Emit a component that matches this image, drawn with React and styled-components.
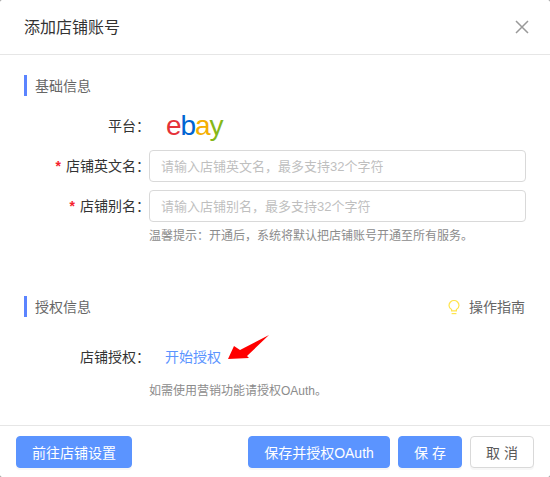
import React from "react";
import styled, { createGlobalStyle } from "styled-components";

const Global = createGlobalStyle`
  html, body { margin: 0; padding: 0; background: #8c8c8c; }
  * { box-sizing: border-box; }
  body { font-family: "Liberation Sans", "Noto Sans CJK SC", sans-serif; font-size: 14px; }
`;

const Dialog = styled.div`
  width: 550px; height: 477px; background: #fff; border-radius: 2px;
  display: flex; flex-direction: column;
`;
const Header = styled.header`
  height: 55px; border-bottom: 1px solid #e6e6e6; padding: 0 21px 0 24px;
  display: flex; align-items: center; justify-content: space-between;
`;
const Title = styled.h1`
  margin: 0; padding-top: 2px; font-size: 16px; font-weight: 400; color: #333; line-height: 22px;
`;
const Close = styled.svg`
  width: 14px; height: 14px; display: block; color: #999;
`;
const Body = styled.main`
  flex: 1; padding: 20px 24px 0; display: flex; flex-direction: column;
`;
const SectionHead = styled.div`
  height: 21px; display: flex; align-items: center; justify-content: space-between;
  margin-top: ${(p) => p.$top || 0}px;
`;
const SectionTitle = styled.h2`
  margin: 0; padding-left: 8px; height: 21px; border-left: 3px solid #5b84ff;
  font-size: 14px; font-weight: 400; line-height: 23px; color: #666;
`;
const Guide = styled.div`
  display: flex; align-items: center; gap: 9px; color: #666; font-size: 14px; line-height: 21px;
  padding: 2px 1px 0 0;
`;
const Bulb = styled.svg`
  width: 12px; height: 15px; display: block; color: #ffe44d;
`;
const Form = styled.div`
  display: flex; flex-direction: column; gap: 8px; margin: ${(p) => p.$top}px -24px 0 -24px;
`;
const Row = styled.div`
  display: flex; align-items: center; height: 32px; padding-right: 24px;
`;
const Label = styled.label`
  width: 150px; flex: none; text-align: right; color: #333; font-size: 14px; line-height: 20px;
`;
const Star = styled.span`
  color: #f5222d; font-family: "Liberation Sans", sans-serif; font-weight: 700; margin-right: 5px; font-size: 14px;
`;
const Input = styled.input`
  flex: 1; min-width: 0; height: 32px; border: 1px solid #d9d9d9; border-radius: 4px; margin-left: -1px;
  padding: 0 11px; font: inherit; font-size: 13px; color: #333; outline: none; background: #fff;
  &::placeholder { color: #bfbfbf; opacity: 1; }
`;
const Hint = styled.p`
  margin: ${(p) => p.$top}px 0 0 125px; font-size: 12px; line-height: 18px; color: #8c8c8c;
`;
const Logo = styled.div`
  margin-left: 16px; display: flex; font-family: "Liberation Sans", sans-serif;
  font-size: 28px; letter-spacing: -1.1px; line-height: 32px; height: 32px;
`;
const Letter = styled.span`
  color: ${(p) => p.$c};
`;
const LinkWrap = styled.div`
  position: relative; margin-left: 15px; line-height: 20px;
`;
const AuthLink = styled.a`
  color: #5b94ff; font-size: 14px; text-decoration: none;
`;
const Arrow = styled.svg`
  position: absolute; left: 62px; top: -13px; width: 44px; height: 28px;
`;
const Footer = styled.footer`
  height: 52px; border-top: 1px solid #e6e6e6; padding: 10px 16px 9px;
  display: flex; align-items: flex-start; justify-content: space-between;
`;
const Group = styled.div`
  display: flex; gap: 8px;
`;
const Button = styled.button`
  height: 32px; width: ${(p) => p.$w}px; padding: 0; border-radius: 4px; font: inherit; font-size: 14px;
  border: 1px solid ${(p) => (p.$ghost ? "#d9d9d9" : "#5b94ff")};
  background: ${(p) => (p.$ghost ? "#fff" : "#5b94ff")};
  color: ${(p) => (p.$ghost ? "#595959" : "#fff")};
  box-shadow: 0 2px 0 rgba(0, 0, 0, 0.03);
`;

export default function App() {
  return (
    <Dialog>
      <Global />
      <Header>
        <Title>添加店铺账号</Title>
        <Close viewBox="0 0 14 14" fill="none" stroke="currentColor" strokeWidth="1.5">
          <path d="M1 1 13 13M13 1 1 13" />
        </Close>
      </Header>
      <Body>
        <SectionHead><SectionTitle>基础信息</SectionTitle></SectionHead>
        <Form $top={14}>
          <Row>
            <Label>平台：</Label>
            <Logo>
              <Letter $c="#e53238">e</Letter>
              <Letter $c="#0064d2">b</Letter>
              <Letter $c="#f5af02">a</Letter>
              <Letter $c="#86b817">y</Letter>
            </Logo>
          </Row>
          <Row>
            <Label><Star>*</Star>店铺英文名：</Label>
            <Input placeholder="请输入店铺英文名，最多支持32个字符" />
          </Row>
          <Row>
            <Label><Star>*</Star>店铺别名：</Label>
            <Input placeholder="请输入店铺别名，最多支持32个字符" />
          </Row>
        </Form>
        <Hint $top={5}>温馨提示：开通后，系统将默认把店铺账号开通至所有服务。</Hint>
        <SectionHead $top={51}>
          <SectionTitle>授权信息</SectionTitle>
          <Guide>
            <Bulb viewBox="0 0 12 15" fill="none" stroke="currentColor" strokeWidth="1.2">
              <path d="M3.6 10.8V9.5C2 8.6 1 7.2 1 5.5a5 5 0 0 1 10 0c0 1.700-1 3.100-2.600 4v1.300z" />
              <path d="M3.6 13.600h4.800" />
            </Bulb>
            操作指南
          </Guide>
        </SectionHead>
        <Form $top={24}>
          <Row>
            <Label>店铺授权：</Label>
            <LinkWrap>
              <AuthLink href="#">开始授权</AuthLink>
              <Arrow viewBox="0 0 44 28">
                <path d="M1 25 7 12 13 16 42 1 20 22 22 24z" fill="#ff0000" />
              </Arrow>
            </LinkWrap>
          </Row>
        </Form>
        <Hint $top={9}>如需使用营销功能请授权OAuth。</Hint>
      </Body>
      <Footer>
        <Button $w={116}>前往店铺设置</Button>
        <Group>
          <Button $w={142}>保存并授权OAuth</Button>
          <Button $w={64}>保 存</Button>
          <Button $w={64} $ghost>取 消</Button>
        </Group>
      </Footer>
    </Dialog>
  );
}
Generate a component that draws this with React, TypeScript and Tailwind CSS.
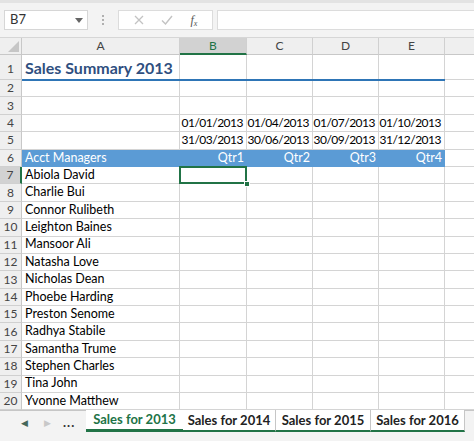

- **What the task asks**:
Restate the entire listing word for word, excluding pictures.

- **The answer**:
Emit a component that matches this image, drawn with React and styled-components.
import React from "react";
import styled, { createGlobalStyle } from "styled-components";

const Global = createGlobalStyle`
  html, body { margin: 0; padding: 0; background: #8c8c8c; }
  * { box-sizing: border-box; }
  body { font-family: "Liberation Sans", "Noto Sans CJK SC", sans-serif; font-size: 14px; }
`;

const Dialog = styled.div`
  width: 550px; height: 477px; background: #fff; border-radius: 2px;
  display: flex; flex-direction: column;
`;
const Header = styled.header`
  height: 55px; border-bottom: 1px solid #e6e6e6; padding: 0 21px 0 24px;
  display: flex; align-items: center; justify-content: space-between;
`;
const Title = styled.h1`
  margin: 0; padding-top: 2px; font-size: 16px; font-weight: 400; color: #333; line-height: 22px;
`;
const Close = styled.svg`
  width: 14px; height: 14px; display: block; color: #999;
`;
const Body = styled.main`
  flex: 1; padding: 20px 24px 0; display: flex; flex-direction: column;
`;
const SectionHead = styled.div`
  height: 21px; display: flex; align-items: center; justify-content: space-between;
  margin-top: ${(p) => p.$top || 0}px;
`;
const SectionTitle = styled.h2`
  margin: 0; padding-left: 8px; height: 21px; border-left: 3px solid #5b84ff;
  font-size: 14px; font-weight: 400; line-height: 23px; color: #666;
`;
const Guide = styled.div`
  display: flex; align-items: center; gap: 9px; color: #666; font-size: 14px; line-height: 21px;
  padding: 2px 1px 0 0;
`;
const Bulb = styled.svg`
  width: 12px; height: 15px; display: block; color: #ffe44d;
`;
const Form = styled.div`
  display: flex; flex-direction: column; gap: 8px; margin: ${(p) => p.$top}px -24px 0 -24px;
`;
const Row = styled.div`
  display: flex; align-items: center; height: 32px; padding-right: 24px;
`;
const Label = styled.label`
  width: 150px; flex: none; text-align: right; color: #333; font-size: 14px; line-height: 20px;
`;
const Star = styled.span`
  color: #f5222d; font-family: "Liberation Sans", sans-serif; font-weight: 700; margin-right: 5px; font-size: 14px;
`;
const Input = styled.input`
  flex: 1; min-width: 0; height: 32px; border: 1px solid #d9d9d9; border-radius: 4px; margin-left: -1px;
  padding: 0 11px; font: inherit; font-size: 13px; color: #333; outline: none; background: #fff;
  &::placeholder { color: #bfbfbf; opacity: 1; }
`;
const Hint = styled.p`
  margin: ${(p) => p.$top}px 0 0 125px; font-size: 12px; line-height: 18px; color: #8c8c8c;
`;
const Logo = styled.div`
  margin-left: 16px; display: flex; font-family: "Liberation Sans", sans-serif;
  font-size: 28px; letter-spacing: -1.1px; line-height: 32px; height: 32px;
`;
const Letter = styled.span`
  color: ${(p) => p.$c};
`;
const LinkWrap = styled.div`
  position: relative; margin-left: 15px; line-height: 20px;
`;
const AuthLink = styled.a`
  color: #5b94ff; font-size: 14px; text-decoration: none;
`;
const Arrow = styled.svg`
  position: absolute; left: 62px; top: -13px; width: 44px; height: 28px;
`;
const Footer = styled.footer`
  height: 52px; border-top: 1px solid #e6e6e6; padding: 10px 16px 9px;
  display: flex; align-items: flex-start; justify-content: space-between;
`;
const Group = styled.div`
  display: flex; gap: 8px;
`;
const Button = styled.button`
  height: 32px; width: ${(p) => p.$w}px; padding: 0; border-radius: 4px; font: inherit; font-size: 14px;
  border: 1px solid ${(p) => (p.$ghost ? "#d9d9d9" : "#5b94ff")};
  background: ${(p) => (p.$ghost ? "#fff" : "#5b94ff")};
  color: ${(p) => (p.$ghost ? "#595959" : "#fff")};
  box-shadow: 0 2px 0 rgba(0, 0, 0, 0.03);
`;

export default function App() {
  return (
    <Dialog>
      <Global />
      <Header>
        <Title>添加店铺账号</Title>
        <Close viewBox="0 0 14 14" fill="none" stroke="currentColor" strokeWidth="1.5">
          <path d="M1 1 13 13M13 1 1 13" />
        </Close>
      </Header>
      <Body>
        <SectionHead><SectionTitle>基础信息</SectionTitle></SectionHead>
        <Form $top={14}>
          <Row>
            <Label>平台：</Label>
            <Logo>
              <Letter $c="#e53238">e</Letter>
              <Letter $c="#0064d2">b</Letter>
              <Letter $c="#f5af02">a</Letter>
              <Letter $c="#86b817">y</Letter>
            </Logo>
          </Row>
          <Row>
            <Label><Star>*</Star>店铺英文名：</Label>
            <Input placeholder="请输入店铺英文名，最多支持32个字符" />
          </Row>
          <Row>
            <Label><Star>*</Star>店铺别名：</Label>
            <Input placeholder="请输入店铺别名，最多支持32个字符" />
          </Row>
        </Form>
        <Hint $top={5}>温馨提示：开通后，系统将默认把店铺账号开通至所有服务。</Hint>
        <SectionHead $top={51}>
          <SectionTitle>授权信息</SectionTitle>
          <Guide>
            <Bulb viewBox="0 0 12 15" fill="none" stroke="currentColor" strokeWidth="1.2">
              <path d="M3.6 10.8V9.5C2 8.6 1 7.2 1 5.5a5 5 0 0 1 10 0c0 1.700-1 3.100-2.600 4v1.300z" />
              <path d="M3.6 13.600h4.800" />
            </Bulb>
            操作指南
          </Guide>
        </SectionHead>
        <Form $top={24}>
          <Row>
            <Label>店铺授权：</Label>
            <LinkWrap>
              <AuthLink href="#">开始授权</AuthLink>
              <Arrow viewBox="0 0 44 28">
                <path d="M1 25 7 12 13 16 42 1 20 22 22 24z" fill="#ff0000" />
              </Arrow>
            </LinkWrap>
          </Row>
        </Form>
        <Hint $top={9}>如需使用营销功能请授权OAuth。</Hint>
      </Body>
      <Footer>
        <Button $w={116}>前往店铺设置</Button>
        <Group>
          <Button $w={142}>保存并授权OAuth</Button>
          <Button $w={64}>保 存</Button>
          <Button $w={64} $ghost>取 消</Button>
        </Group>
      </Footer>
    </Dialog>
  );
}
Generate a component that draws this with React, TypeScript and Tailwind CSS.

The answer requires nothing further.